### DATA TO PROCESS

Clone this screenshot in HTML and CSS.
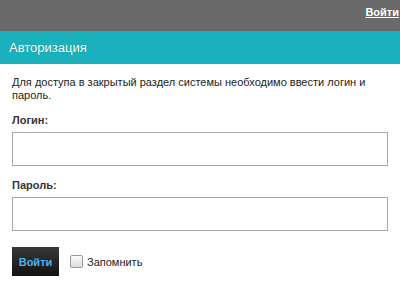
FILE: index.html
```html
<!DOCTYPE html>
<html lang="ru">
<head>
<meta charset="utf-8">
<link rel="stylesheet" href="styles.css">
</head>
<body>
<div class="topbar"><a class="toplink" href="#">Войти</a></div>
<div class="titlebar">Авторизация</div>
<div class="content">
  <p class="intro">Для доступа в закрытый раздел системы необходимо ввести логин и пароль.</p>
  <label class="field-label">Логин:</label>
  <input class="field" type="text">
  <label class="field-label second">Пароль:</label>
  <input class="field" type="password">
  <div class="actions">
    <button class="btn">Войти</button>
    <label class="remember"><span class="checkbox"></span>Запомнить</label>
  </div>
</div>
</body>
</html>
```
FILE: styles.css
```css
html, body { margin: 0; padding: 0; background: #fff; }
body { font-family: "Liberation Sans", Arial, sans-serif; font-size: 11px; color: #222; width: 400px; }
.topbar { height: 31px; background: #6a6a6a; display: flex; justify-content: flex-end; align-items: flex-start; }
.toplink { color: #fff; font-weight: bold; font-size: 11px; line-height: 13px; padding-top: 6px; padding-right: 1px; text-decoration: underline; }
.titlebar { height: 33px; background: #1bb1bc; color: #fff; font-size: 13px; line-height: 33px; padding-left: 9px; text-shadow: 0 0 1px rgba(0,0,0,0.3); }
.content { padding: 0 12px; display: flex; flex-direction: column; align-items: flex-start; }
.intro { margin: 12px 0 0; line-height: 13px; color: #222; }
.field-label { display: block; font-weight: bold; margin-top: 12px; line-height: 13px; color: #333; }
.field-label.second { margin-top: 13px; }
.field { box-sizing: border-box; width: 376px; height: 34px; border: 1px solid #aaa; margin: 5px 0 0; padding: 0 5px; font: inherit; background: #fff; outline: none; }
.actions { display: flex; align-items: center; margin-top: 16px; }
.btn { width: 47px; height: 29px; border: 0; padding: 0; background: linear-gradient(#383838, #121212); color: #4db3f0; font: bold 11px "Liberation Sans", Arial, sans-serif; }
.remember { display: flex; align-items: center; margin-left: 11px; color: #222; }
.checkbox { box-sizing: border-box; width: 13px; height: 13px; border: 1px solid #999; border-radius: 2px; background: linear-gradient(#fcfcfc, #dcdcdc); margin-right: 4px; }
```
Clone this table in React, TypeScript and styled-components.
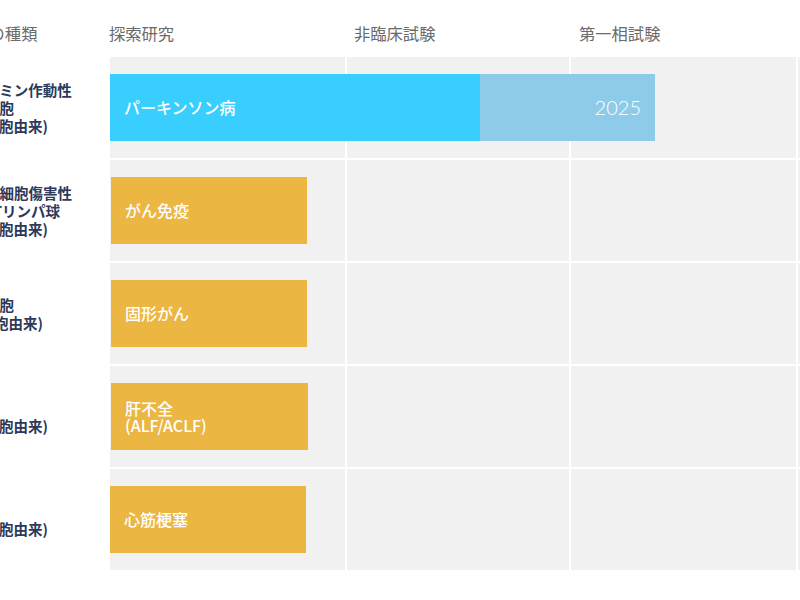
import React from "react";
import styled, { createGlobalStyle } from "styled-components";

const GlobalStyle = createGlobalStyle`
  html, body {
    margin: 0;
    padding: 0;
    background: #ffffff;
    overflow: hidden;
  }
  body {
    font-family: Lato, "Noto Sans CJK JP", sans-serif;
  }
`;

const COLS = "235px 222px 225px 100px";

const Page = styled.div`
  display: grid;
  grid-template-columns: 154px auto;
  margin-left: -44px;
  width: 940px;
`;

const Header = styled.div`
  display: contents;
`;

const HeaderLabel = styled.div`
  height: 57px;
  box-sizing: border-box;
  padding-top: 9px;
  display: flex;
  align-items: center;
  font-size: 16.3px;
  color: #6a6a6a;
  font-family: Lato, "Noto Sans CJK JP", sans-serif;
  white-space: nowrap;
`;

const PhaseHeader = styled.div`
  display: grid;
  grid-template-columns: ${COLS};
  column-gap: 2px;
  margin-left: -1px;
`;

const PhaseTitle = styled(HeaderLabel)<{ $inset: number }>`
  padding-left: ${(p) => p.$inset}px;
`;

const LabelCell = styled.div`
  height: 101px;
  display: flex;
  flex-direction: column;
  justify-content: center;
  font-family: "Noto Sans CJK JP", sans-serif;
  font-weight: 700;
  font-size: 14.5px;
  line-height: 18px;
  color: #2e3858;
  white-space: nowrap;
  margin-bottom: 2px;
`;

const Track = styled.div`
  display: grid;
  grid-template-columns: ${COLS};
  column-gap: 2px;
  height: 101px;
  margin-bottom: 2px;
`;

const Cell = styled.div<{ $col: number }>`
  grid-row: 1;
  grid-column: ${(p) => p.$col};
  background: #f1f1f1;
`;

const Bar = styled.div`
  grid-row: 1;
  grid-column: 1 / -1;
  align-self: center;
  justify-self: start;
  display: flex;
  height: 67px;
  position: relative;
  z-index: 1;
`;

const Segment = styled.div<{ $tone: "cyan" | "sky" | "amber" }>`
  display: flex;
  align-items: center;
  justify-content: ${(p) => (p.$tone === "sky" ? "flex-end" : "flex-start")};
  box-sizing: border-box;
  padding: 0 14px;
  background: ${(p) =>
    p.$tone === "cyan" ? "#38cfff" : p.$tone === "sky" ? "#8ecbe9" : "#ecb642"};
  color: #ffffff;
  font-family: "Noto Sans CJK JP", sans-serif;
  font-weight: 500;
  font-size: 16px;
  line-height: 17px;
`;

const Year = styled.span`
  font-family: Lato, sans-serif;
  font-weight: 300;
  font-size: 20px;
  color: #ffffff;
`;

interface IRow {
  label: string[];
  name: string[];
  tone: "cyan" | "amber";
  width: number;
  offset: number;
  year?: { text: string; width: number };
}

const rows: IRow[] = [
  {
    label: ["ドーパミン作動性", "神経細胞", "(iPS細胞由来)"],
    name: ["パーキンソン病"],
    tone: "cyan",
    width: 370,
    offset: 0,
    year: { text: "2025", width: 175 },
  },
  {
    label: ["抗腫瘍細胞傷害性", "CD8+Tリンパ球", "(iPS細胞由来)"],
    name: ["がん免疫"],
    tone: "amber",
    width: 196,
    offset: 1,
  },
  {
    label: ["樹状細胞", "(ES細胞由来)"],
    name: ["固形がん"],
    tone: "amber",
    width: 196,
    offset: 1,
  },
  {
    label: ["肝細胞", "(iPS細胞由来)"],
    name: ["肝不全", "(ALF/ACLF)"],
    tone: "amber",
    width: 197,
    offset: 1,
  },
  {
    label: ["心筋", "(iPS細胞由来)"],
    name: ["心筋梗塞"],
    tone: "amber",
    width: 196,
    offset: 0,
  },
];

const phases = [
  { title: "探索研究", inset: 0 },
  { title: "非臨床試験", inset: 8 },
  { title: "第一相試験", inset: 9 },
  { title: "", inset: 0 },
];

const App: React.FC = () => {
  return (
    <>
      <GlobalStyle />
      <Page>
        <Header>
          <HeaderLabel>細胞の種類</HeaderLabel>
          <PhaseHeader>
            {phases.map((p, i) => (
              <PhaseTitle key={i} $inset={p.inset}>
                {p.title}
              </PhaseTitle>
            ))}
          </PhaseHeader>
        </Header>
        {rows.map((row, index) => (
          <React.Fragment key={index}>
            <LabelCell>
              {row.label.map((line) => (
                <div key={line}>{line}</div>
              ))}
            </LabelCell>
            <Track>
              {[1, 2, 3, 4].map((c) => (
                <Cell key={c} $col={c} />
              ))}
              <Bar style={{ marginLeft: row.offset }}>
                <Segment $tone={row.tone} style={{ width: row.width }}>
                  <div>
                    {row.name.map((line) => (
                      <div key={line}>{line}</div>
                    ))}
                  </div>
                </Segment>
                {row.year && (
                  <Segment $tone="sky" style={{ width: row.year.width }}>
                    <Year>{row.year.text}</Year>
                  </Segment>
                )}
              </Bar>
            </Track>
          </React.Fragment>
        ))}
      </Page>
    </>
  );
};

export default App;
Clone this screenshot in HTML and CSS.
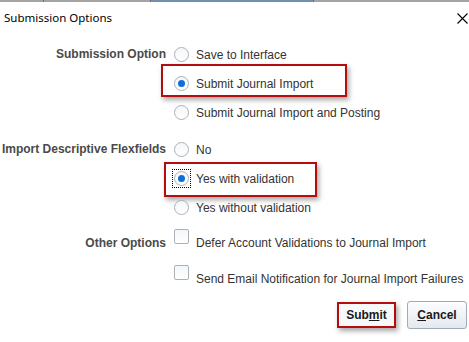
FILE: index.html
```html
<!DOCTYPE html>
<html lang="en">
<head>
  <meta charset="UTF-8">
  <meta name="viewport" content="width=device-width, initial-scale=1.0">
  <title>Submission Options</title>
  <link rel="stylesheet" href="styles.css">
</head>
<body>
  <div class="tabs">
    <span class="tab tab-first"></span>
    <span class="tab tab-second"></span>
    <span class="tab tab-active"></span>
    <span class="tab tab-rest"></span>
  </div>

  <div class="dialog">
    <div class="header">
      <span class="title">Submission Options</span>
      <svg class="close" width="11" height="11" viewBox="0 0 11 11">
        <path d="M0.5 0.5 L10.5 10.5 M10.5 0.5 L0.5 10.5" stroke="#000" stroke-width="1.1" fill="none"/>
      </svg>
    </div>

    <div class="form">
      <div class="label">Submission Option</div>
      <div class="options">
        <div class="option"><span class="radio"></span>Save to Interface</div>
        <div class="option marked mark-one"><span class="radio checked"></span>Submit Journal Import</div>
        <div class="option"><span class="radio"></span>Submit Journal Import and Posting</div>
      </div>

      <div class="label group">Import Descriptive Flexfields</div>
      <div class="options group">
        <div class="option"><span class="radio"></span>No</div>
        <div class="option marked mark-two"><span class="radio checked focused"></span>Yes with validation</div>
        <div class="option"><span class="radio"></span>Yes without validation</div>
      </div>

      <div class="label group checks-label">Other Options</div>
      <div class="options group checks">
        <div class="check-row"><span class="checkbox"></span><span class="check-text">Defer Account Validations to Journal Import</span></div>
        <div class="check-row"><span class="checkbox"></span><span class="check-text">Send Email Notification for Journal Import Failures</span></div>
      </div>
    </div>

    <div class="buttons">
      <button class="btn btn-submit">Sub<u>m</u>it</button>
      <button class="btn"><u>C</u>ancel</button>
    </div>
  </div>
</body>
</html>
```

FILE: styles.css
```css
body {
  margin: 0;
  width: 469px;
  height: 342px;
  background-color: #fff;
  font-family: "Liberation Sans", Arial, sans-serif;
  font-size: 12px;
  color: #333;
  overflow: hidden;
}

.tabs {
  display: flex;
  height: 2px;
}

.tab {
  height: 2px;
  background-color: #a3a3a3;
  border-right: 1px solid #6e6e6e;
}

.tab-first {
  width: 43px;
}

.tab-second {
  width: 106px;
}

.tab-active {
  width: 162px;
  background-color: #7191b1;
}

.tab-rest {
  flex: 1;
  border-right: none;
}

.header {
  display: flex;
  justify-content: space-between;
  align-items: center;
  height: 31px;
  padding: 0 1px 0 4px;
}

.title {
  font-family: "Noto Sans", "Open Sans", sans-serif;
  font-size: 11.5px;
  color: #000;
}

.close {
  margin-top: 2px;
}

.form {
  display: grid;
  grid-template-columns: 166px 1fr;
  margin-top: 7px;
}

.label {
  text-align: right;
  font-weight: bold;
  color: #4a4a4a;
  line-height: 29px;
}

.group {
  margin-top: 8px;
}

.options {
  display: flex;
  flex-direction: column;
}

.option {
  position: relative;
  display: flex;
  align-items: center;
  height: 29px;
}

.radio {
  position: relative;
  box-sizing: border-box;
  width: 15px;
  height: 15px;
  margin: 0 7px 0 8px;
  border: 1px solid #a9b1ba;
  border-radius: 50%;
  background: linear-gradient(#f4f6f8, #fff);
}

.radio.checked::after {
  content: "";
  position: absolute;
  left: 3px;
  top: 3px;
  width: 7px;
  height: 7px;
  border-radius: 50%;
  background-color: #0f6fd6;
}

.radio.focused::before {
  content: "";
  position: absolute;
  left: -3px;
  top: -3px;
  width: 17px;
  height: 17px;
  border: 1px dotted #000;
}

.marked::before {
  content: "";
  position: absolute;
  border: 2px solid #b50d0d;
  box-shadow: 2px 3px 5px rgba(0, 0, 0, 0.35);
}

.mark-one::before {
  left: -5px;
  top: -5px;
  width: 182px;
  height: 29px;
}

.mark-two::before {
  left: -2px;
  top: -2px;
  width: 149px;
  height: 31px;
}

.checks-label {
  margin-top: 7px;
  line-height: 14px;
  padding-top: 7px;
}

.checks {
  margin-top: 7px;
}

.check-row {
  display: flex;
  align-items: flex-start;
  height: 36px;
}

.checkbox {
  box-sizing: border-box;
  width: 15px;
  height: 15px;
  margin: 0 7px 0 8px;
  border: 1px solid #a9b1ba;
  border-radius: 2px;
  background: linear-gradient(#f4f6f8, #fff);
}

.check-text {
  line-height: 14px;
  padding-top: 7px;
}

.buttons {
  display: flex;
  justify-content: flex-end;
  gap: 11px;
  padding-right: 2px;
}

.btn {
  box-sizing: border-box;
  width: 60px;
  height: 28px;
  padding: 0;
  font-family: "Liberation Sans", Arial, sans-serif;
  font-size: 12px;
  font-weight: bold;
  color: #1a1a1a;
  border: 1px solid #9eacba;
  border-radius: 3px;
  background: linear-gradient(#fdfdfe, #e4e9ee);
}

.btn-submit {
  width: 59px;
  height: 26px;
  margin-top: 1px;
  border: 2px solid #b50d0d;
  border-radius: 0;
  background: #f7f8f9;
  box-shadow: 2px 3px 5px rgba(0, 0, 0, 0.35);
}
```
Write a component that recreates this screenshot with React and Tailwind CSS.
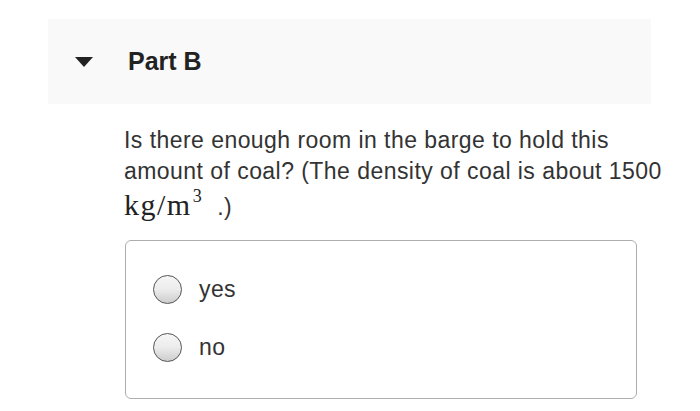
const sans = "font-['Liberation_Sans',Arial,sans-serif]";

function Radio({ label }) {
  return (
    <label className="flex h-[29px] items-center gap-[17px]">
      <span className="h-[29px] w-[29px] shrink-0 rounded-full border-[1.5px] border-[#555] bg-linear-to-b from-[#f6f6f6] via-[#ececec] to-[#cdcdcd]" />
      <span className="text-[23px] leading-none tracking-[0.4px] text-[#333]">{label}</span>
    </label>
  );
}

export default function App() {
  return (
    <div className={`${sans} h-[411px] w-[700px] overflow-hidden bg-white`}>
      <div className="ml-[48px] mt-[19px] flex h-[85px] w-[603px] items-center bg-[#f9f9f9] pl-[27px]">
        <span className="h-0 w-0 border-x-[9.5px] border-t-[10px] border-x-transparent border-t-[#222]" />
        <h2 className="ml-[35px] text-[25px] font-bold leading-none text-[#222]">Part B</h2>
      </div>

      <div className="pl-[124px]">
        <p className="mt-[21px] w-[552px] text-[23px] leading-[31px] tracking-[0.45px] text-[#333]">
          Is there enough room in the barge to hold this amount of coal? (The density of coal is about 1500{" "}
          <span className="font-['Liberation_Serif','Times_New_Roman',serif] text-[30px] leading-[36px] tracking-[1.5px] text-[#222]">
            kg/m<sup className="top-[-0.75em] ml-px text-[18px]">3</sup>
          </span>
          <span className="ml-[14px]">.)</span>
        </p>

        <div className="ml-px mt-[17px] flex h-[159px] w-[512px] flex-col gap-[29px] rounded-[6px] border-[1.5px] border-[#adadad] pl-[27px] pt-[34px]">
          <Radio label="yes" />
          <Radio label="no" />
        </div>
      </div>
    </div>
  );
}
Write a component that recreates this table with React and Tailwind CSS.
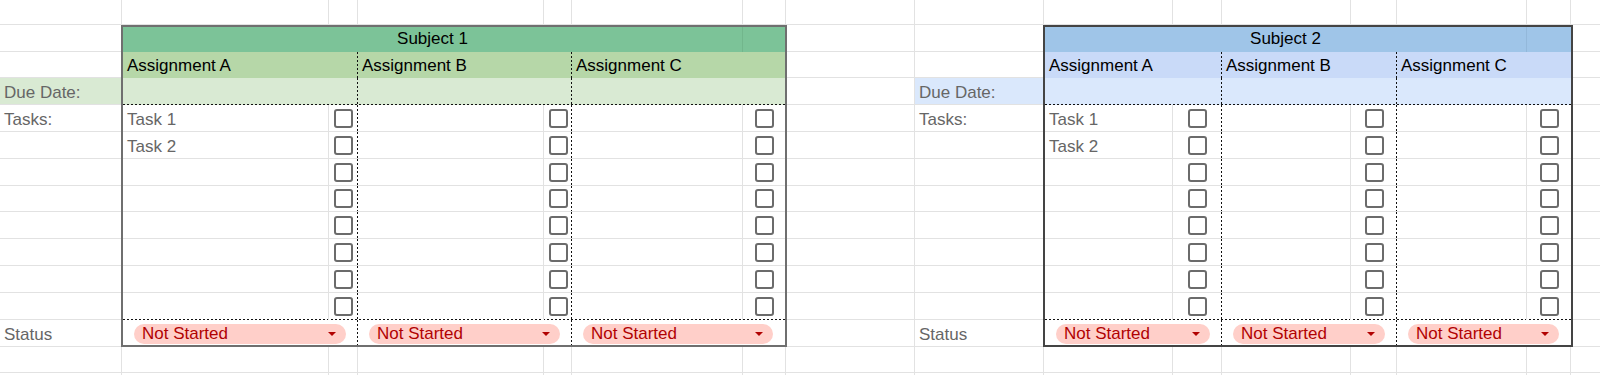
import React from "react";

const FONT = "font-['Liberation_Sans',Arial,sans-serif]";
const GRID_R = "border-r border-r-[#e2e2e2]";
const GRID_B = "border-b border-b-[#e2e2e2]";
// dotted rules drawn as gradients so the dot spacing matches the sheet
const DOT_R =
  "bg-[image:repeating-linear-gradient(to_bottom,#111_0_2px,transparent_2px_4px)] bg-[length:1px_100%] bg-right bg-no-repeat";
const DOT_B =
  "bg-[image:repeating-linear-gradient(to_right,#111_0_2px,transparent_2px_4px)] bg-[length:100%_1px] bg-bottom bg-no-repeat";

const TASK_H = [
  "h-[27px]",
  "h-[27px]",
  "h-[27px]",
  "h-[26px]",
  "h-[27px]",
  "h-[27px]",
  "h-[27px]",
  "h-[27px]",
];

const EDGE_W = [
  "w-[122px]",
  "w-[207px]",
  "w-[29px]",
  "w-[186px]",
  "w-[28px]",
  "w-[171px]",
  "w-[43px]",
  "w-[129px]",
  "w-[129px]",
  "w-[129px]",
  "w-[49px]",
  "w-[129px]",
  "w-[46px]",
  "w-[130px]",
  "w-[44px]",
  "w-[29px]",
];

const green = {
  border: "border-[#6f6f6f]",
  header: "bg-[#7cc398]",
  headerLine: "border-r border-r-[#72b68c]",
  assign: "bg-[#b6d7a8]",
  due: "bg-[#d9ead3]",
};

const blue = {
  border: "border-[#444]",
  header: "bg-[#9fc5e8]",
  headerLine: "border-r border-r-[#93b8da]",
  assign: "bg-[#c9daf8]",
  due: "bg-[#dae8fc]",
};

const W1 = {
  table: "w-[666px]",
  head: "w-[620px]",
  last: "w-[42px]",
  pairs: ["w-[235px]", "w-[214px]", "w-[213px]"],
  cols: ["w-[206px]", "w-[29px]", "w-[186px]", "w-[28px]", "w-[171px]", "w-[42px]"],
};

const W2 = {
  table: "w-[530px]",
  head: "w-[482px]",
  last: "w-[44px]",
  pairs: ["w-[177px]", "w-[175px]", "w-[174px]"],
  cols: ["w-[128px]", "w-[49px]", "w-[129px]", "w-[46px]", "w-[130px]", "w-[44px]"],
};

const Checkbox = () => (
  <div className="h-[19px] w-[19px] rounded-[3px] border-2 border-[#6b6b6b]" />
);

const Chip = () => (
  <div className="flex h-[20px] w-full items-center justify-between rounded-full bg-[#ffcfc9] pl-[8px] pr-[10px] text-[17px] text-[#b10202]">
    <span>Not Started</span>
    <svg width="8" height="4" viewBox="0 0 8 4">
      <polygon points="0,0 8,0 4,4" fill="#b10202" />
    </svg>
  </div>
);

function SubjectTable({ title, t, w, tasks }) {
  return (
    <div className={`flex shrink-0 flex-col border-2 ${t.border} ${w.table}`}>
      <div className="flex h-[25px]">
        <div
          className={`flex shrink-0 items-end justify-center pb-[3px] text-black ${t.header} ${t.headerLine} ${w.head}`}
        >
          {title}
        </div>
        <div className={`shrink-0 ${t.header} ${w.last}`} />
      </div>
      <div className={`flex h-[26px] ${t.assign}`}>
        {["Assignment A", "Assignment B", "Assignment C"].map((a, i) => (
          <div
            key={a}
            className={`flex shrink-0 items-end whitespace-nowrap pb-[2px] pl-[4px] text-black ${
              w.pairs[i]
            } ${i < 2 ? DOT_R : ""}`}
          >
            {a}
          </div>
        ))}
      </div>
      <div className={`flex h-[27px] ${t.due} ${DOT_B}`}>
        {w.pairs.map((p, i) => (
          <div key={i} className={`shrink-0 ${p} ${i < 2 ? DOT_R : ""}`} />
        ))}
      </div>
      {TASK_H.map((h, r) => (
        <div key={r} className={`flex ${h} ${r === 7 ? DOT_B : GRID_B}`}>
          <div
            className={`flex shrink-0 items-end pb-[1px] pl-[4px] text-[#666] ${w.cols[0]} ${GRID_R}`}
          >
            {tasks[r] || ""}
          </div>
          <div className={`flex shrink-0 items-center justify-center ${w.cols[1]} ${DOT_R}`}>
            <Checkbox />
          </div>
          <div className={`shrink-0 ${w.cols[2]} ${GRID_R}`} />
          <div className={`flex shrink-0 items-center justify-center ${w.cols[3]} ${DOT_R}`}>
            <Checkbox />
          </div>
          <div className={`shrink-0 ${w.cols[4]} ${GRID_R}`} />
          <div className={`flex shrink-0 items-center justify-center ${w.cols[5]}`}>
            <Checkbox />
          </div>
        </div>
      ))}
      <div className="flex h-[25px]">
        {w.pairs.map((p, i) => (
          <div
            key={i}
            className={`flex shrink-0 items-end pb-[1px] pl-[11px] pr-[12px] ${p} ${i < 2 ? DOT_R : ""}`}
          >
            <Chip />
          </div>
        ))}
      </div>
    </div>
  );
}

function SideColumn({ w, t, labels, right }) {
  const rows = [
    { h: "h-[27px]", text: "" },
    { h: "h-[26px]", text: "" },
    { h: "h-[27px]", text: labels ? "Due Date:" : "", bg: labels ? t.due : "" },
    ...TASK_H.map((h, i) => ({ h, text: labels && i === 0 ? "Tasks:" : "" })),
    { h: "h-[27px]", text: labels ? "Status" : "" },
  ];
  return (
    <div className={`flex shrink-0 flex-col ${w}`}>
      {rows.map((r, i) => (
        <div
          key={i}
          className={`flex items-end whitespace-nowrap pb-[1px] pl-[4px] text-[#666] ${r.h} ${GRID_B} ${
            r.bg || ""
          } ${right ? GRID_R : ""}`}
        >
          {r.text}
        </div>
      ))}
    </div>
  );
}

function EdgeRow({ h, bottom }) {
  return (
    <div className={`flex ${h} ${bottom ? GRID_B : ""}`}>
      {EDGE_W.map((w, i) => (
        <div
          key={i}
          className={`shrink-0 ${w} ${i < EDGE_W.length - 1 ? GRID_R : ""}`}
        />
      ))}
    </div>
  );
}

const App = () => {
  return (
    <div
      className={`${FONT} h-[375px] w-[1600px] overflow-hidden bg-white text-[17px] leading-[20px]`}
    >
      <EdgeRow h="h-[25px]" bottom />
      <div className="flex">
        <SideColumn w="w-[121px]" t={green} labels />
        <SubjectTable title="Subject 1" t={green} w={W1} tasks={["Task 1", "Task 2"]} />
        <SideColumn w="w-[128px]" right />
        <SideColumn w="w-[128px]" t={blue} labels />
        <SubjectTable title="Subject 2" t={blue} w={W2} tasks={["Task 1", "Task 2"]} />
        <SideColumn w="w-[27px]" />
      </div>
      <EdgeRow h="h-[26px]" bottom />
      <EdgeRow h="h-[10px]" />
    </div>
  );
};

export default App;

######

- **WHAT YOU WILL DO**:
Pick out the lines that have the word "this". Copy them all.

- **SOLUTION**:
Clone this screenshot in HTML and CSS.
Clone this table in React, TypeScript and styled-components.
Clone this screenshot in HTML and CSS.
Write a component that recreates this screenshot with React and Tailwind CSS.
          Is there enough room in the barge to hold this amount of coal? (The density of coal is about 1500{" "}
Write a component that recreates this table with React and Tailwind CSS.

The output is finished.